In this example, the view model is set as the data context of the window. The TextBox controls are bound to the view model properties, and the ValidatesOnDataErrors property is set to True to trigger validation.

This approach allows you to separate the validation logic from the view model, making the code more modular and easier to maintain. You can also reuse the validation functions across multiple view models.

I use extension methods to reduce the amount of validation text that I have to write. If you are unfamiliar with them, please take a look at the Extension Methods (C# Programming Guide) page at MSDN to find out about extension methods. I have dozens of these that validate every situation. As an example:

if (propertyName == "Title" && !Title.ValidateMaximumLength(255)) error = 
    propertyName.GetMaximumLengthError(255);

In the Validation.cs class:

public static bool ValidateMaximumLength(this string input, int characterCount)
{
    return input.IsNullOrEmpty() ? true : input.Length <= characterCount;
}

public static string GetMaximumLengthError(this string input, int characterCount, 
    bool isInputAdjusted)
{
    if (isInputAdjusted) return input.GetMaximumLengthError(characterCount);
    string error = "The {0} field requires a value with a maximum of {1} in it.";
    return string.Format(error, input, characterCount.Pluralize("character"));
}

Note that Pluralize is another extension method that simply adds an "s" to the end of the input parameter if the input value does not equal 1. Another method might be:

public static bool ValidateValueBetween(this int input, int minimumValue, int 
    maximumValue)
{
    return input >= minimumValue && input <= maximumValue;
}

public static string GetValueBetweenError(this string input, int minimumValue, int 
    maximumValue)
{
    string error = "The {0} field value must be between {1} and {2}.";
    return string.Format(error, input.ToSpacedString().ToLower(), minimumValue, 
        maximumValue);
}

Of course, it will take a while to implement all the methods that you will require, but then you'll save plenty of time later and you will have the added benefit of all of your error messages being consistent.
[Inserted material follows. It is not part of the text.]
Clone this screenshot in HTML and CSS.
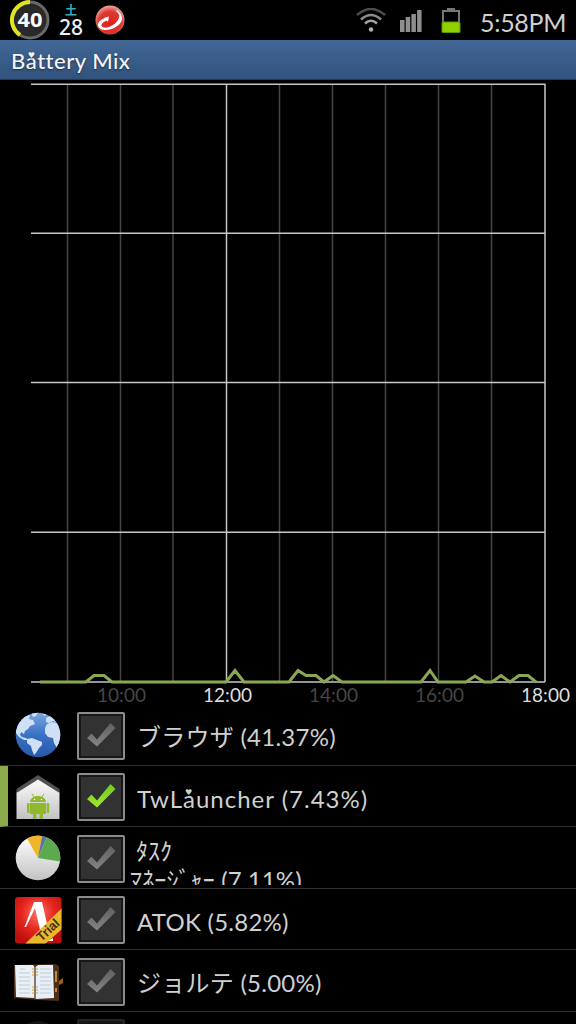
FILE: index.html
```html
<!DOCTYPE html>
<html lang="ja">
<head>
    <meta charset="UTF-8">
    <meta name="viewport" content="width=device-width, initial-scale=1.0">
    <title>Battery Mix</title>
    <link rel="stylesheet" href="styles.css">
</head>
<body>
    <svg class="defs" width="0" height="0">
        <defs>
            <linearGradient id="tickOff" x1="0" y1="0" x2="0" y2="1">
                <stop offset="0" stop-color="#606060"/>
                <stop offset="1" stop-color="#858585"/>
            </linearGradient>
            <linearGradient id="tickOn" x1="0" y1="0" x2="0" y2="1">
                <stop offset="0" stop-color="#70c828"/>
                <stop offset="1" stop-color="#a2e82c"/>
            </linearGradient>
            <symbol id="tick" viewBox="0 0 48 48">
                <path d="M10 26L14.500 21.500L20 27.500L33.500 11L38.500 16L20 34.500Z"/>
            </symbol>
        </defs>
    </svg>

    <div class="statusbar">
        <svg class="level" viewBox="0 0 40 40">
            <circle cx="20" cy="20" r="18" fill="#292929" stroke="#686868" stroke-width="3"/>
            <path d="M20 2A18 18 0 0 0 10 35" fill="none" stroke="#dfe51f" stroke-width="4"/>
            <text x="7.500" y="27" textLength="25" lengthAdjust="spacingAndGlyphs">40</text>
        </svg>
        <div class="date"><span class="weekday">土</span><span class="day">28</span></div>
        <svg class="trend" viewBox="0 0 30 30">
            <defs>
                <radialGradient id="redBall" cx=".5" cy=".6" r=".6">
                    <stop offset="0" stop-color="#e41e18"/>
                    <stop offset=".65" stop-color="#d93a33"/>
                    <stop offset="1" stop-color="#f5a698"/>
                </radialGradient>
            </defs>
            <circle cx="15" cy="15" r="14.500" fill="url(#redBall)"/>
            <path d="M22 5C28 9 29 16 23 20.500C16 26 5 27 3 21C2 17 7 13.500 12 12.500L13 15C7 17 5 20 7.500 22C12 24.500 20 20 23 15C25.500 11 24 8 21 6Z" fill="#fff"/>
            <path d="M9 13L14 11.500L13 17Z" fill="#fff"/>
        </svg>
        <div class="status-right">
            <svg class="wifi" viewBox="0 0 30 24">
                <g fill="none" stroke-width="2.600">
                    <path d="M1 7Q15 -5 29 7" stroke="#4d4d4d"/>
                    <path d="M5 11.500Q15 2.500 25 11.500" stroke="#8c8c8c"/>
                    <path d="M9 15.500Q15 10 21 15.500" stroke="#a3a3a3"/>
                </g>
                <circle cx="15" cy="21.500" r="2.200" fill="#b0b0b0"/>
            </svg>
            <svg class="signal" viewBox="0 0 22 22" fill="#8e8e8e">
                <path d="M0 10H4.500V22H0ZM5.700 7H10.200V22H5.700ZM11.400 4H15.900V22H11.400ZM17.100 0H21.600V22H17.100Z"/>
            </svg>
            <svg class="battery" viewBox="0 0 20 25">
                <path d="M2 14V3H18V14" fill="none" stroke="#777" stroke-width="2"/>
                <path d="M6 0H14V3H6Z" fill="#777"/>
                <rect x="1" y="14" width="18" height="10.500" rx="1" fill="#90d000" stroke="#629800"/>
            </svg>
            <span class="clock">5:58PM</span>
        </div>
    </div>

    <div class="titlebar"><h1>B<span class="heart">a</span>ttery Mix</h1></div>

    <svg class="chart" viewBox="0 80 576 624">
        <g stroke="#444" stroke-width="1.500">
            <path d="M67.500 84V682M120.500 84V682M173 84V682M279.500 84V682M332.500 84V682M385.500 84V682M438.500 84V682M491.500 84V682"/>
        </g>
        <g stroke="#c6c6c6" stroke-width="1.500" fill="none">
            <path d="M31 84.300H545.500M31 233.300H545M31 382.500H545M31 532.300H545M31 682H545M226.500 84V682M545 84V682"/>
        </g>
        <polyline class="usage" points="40,682 86,682 94,675.500 104,675.500 112,682 226,682 235,670.500 244,682 289,682 298,670.500 306,675.500 316,675.500 324,682 333,675.500 342,682 421,682 430,670.500 438,682 466,682 475,676 484,682 492,682 501,675.500 510,682 519,675.500 528,675.500 536,682"/>
        <g class="hours">
            <text x="97" y="701.500" textLength="49" class="dim">10:00</text>
            <text x="203" y="701.500" textLength="49">12:00</text>
            <text x="309" y="701.500" textLength="49" class="dim">14:00</text>
            <text x="415" y="701.500" textLength="49" class="dim">16:00</text>
            <text x="521" y="701.500" textLength="49">18:00</text>
        </g>
    </svg>

    <div class="apps">
        <div class="app">
            <svg class="icon" viewBox="0 0 48 48">
                <defs>
                    <linearGradient id="sea" x1="0" y1="0" x2="0" y2="1">
                        <stop offset="0" stop-color="#78a6df"/>
                        <stop offset=".5" stop-color="#3972c3"/>
                        <stop offset="1" stop-color="#2857aa"/>
                    </linearGradient>
                    <clipPath id="globe"><circle cx="24" cy="24" r="22.300"/></clipPath>
                </defs>
                <circle cx="24" cy="24" r="22.300" fill="url(#sea)"/>
                <g clip-path="url(#globe)" fill="#cfdff6">
                    <path d="M2 16L6 9L11 5L16 4L15 8L19 9L21 13L16 15L14 18L11 20L10 23L7 21L6 24L8 26L12 27L14 29L10 29L5 26L2 22Z"/>
                    <path d="M17 2L24 1L22 5L19 6Z"/>
                    <path d="M13 28L18 27L23 29L28 31L28 34L25 37L22 42L20 44L18 39L17 35L13 32Z"/>
                    <path d="M33 13L38 11L43 12L48 18L47 34L43 37L40 32L39 27L34 26L31 22L31 17Z"/>
                    <path d="M32 7L36 5L42 8L44 12L39 10L35 12L32 11ZM28 3L32 3L31 5Z"/>
                </g>
            </svg>
            <div class="check"><svg><use href="#tick" fill="url(#tickOff)"/></svg></div>
            <div class="name browser">ブラウザ <span class="pct">(41.37%)</span></div>
        </div>
        <div class="app selected">
            <svg class="icon" viewBox="0 0 48 48">
                <defs>
                    <linearGradient id="wall" x1="0" y1="0" x2="0" y2="1">
                        <stop offset="0" stop-color="#fff"/>
                        <stop offset="1" stop-color="#c2c2c2"/>
                    </linearGradient>
                </defs>
                <path d="M2.500 46V19L24 4L45.500 19V46Z" fill="url(#wall)"/>
                <path d="M2.500 20V16L24 2L45.500 16V20L24 6.500Z" fill="#515151"/>
                <g fill="#8fb82f">
                    <path d="M16 29C17 21 31 21 32 29ZM16 30H32V41H29V46H25.500V41H22.500V46H19V41H16Z"/>
                    <rect x="13" y="30" width="2.500" height="10" rx="1.200"/>
                    <rect x="32.700" y="30" width="2.500" height="10" rx="1.200"/>
                    <path d="M18 21L21 25M30 21L27 25" stroke="#8fb82f"/>
                </g>
                <circle cx="20.500" cy="26.500" r=".8" fill="#fff"/>
                <circle cx="27.500" cy="26.500" r=".8" fill="#fff"/>
            </svg>
            <div class="check"><svg><use href="#tick" fill="url(#tickOn)"/></svg></div>
            <div class="name launcher">TwL<span class="heart">a</span>uncher <span class="pct">(7.43%)</span></div>
        </div>
        <div class="app">
            <svg class="icon" viewBox="0 0 48 48">
                <circle cx="24" cy="24" r="22.300" fill="url(#wall)"/>
                <path d="M24 24L13 4.500A22.300 22.300 0 0 1 28 2Z" fill="#f2b529"/>
                <path d="M24 24L28 2A22.300 22.300 0 0 1 33 3.500Z" fill="#57799b"/>
                <path d="M24 24L33 3.500A22.300 22.300 0 0 1 46 27.500Z" fill="#5caa4d"/>
            </svg>
            <div class="check"><svg><use href="#tick" fill="url(#tickOff)"/></svg></div>
            <div class="name task"><span class="first">ﾀｽｸ</span><span class="second">ﾏﾈｰｼﾞｬｰ <span class="pct">(7.11%)</span></span></div>
        </div>
        <div class="app">
            <svg class="icon" viewBox="0 0 48 48">
                <defs>
                    <radialGradient id="atok" cx=".5" cy=".35" r=".65">
                        <stop offset="0" stop-color="#ff7468"/>
                        <stop offset=".55" stop-color="#e6261f"/>
                        <stop offset="1" stop-color="#bc100f"/>
                    </radialGradient>
                    <clipPath id="atokClip"><rect x="1" y="1" width="46.500" height="46.500" rx="3"/></clipPath>
                </defs>
                <rect x="1" y="1" width="46.500" height="46.500" rx="3" fill="url(#atok)"/>
                <path d="M20 6H28L34 32L26 34L21 12L12 31H10.500Z" fill="#fff"/>
                <g clip-path="url(#atokClip)">
                    <path d="M11 48L48 12V33L31 48Z" fill="#e9b82c"/>
                    <path d="M34 45L39 42V45Z" fill="#fff"/>
                    <text class="trial" transform="translate(27.500 46) rotate(-43)" textLength="26" lengthAdjust="spacingAndGlyphs">Trial</text>
                </g>
            </svg>
            <div class="check"><svg><use href="#tick" fill="url(#tickOff)"/></svg></div>
            <div class="name atok">ATOK <span class="pct">(5.82%)</span></div>
        </div>
        <div class="app">
            <svg class="icon" viewBox="0 0 48 48">
                <path d="M0 8L41 7L45 9V44L24 43L0 41Z" fill="#4d2f18"/>
                <path d="M1 8H19L20.500 10V41L2 40Z" fill="#e9f0f6"/>
                <path d="M21.500 10L24 8H39L40 41L21.500 42Z" fill="#e6eef8"/>
                <path d="M6 12H11M5 16H16M5 20H16M5 24H16M5 28H16M5 32H16M5 36H16M26 12H37M26 16H37M26 20H37M26 24H37M26 28H37M26 32H37M26 36H37" stroke="#b9c1ca" stroke-width=".8"/>
                <path d="M18 12H24M18 15H24M18 18H24M18 30H24M18 33H24M18 36H24" stroke="#d1a044" stroke-width="1.200"/>
                <path d="M21 9V42" stroke="#6c5034" stroke-width=".8"/>
                <path d="M42 14V25M42 31V35" stroke="#cc9646" stroke-width="1.800"/>
                <path d="M45 24L49 21V26L45 28Z" fill="#9b641f"/>
            </svg>
            <div class="check"><svg><use href="#tick" fill="url(#tickOff)"/></svg></div>
            <div class="name jorte">ジョルテ <span class="pct">(5.00%)</span></div>
        </div>
        <div class="app">
            <svg class="icon" viewBox="0 0 48 48"><circle cx="24" cy="24" r="22" fill="#121212"/></svg>
            <div class="check faded"></div>
        </div>
    </div>
</body>
</html>
```

FILE: styles.css
```css
* {
    box-sizing: border-box;
}
body {
    margin: 0;
    width: 576px;
    height: 1024px;
    overflow: hidden;
    background-color: #000;
    color: #d0d0d0;
    font-family: "Lato", "Noto Sans CJK JP", sans-serif;
}
svg {
    display: block;
    flex: none;
}
.defs {
    position: absolute;
}
.statusbar {
    height: 40px;
    padding-left: 10px;
    display: flex;
    align-items: center;
}
.level {
    width: 40px;
    height: 40px;
}
.level text {
    font: bold 20px "Noto Sans", sans-serif;
    fill: #fff;
}
.date {
    width: 28px;
    margin-left: 7px;
    padding-top: 1px;
    display: flex;
    flex-direction: column;
    align-items: center;
}
.weekday {
    color: #36aebb;
    font-size: 12px;
    font-weight: bold;
    line-height: 14px;
}
.day {
    color: #eee;
    font: 500 21px/19px "Noto Sans", sans-serif;
}
.trend {
    width: 30px;
    height: 30px;
    margin-left: 10px;
}
.status-right {
    margin-left: auto;
    padding-right: 10px;
    display: flex;
    align-items: center;
}
.wifi {
    width: 30px;
    height: 24px;
    margin-right: 14px;
}
.signal {
    width: 22px;
    height: 22px;
    margin: 2px 19px 0 0;
}
.battery {
    width: 20px;
    height: 25px;
    margin-right: 19px;
}
.clock {
    width: 86px;
    font-size: 25px;
    line-height: 40px;
    letter-spacing: -0.3px;
    white-space: nowrap;
    padding-top: 3px;
}
.titlebar {
    height: 40px;
    padding-left: 11px;
    background: linear-gradient(#426896, #31527c);
    border-bottom: 1px solid #203a5b;
}
h1 {
    margin: 0;
    color: #f4f4f4;
    font-size: 22px;
    font-weight: 500;
    line-height: 42px;
    letter-spacing: 0.5px;
    text-shadow: 0 1px 2px #1c2d45;
}
/* the small heart that sits on the letter a */
.heart {
    position: relative;
}
.heart::before {
    content: "♥";
    position: absolute;
    left: 2px;
    top: 4px;
    letter-spacing: 0;
    font: 8px/10px "DejaVu Sans", sans-serif;
}
.chart {
    width: 576px;
    height: 624px;
}
.usage {
    fill: none;
    stroke: #8aa853;
    stroke-width: 3;
}
.hours {
    font-size: 19px;
    fill: #ddd;
}
.hours .dim {
    fill: #454545;
}
.app {
    height: 61.5px;
    padding-left: 14px;
    border-bottom: 1px solid #303030;
    display: flex;
    align-items: center;
    overflow: hidden;
}
.selected {
    border-left: 8px solid #8aaa4c;
    padding-left: 6px;
}
.icon {
    width: 48px;
    height: 48px;
    margin-top: 2px;
    overflow: visible;
}
.check {
    flex: none;
    width: 48px;
    height: 48px;
    margin: 3px 0 0 15px;
    border: 2px solid #8b8b8b;
    border-radius: 2px;
    background-color: #323232;
    box-shadow: inset 0 0 0 2px #171717;
}
.check svg {
    width: 48px;
    height: 48px;
    margin: -2px;
}
.faded {
    border-color: #252525;
    background-color: #111;
}
.name {
    margin-left: 12px;
    padding-top: 6px;
    font-size: 24px;
    line-height: 32px;
    white-space: nowrap;
}
.browser {
    letter-spacing: 0.25px;
}
.launcher {
    letter-spacing: 1px;
}
.atok,
.jorte {
    letter-spacing: 0.25px;
}
.task {
    align-self: flex-start;
    display: flex;
    flex-direction: column;
    height: 58px;
    overflow: hidden;
    margin-left: 5px;
    padding-top: 9px;
    line-height: 29px;
}
.first {
    padding-left: 6px;
}
.second {
    letter-spacing: 0.15px;
}
.trial {
    font: bold 13px "Liberation Sans", sans-serif;
    fill: #443319;
}
```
You could use expression trees and lambda expressions to dynamically get the property name.

Here is an example of how you can do this:

private string Validate<T>(Expression<Func<T>> expr, Func<T, string> validator) 
{
    MemberExpression body = (expr.Body as UnaryExpression)?.Operand as MemberExpression;
        
    if (body == null) 
        return null;
    
    var propertyInfo = body.Member as PropertyInfo;
    if(propertyInfo == null) 
      throw new Exception("Unable to validate the expression");
      
    T value = (T)GetType().GetProperty(propertyInfo.Name).GetValue(this, null);
    
    return validator(value);
}

private string ValidateTitle() 
{ 
   return Validate(() => carer_title, title => 
      string.IsNullOrEmpty(title) ? "Please enter a title." : null); 
}

With this Validate function, you can use any validator as the second parameter. This allows your validation rules to be encapsulated and reusable. Each property's validation occurs inside its respective Validate method. The error message is returned if there are errors, null otherwise.

Usage:

var carerTitleError = this.ValidateCarerTitle();
if (carerTitleError != null)
   // Display or handle the error as needed by your application

Remember that it requires System.Linq.Expressions for expression trees to work, and it won't get much simpler than this - in fact you need some knowledge about expression trees and lambda expressions to use them properly. And its performance impact could be significant especially if the properties are a lot, due to reflection usage.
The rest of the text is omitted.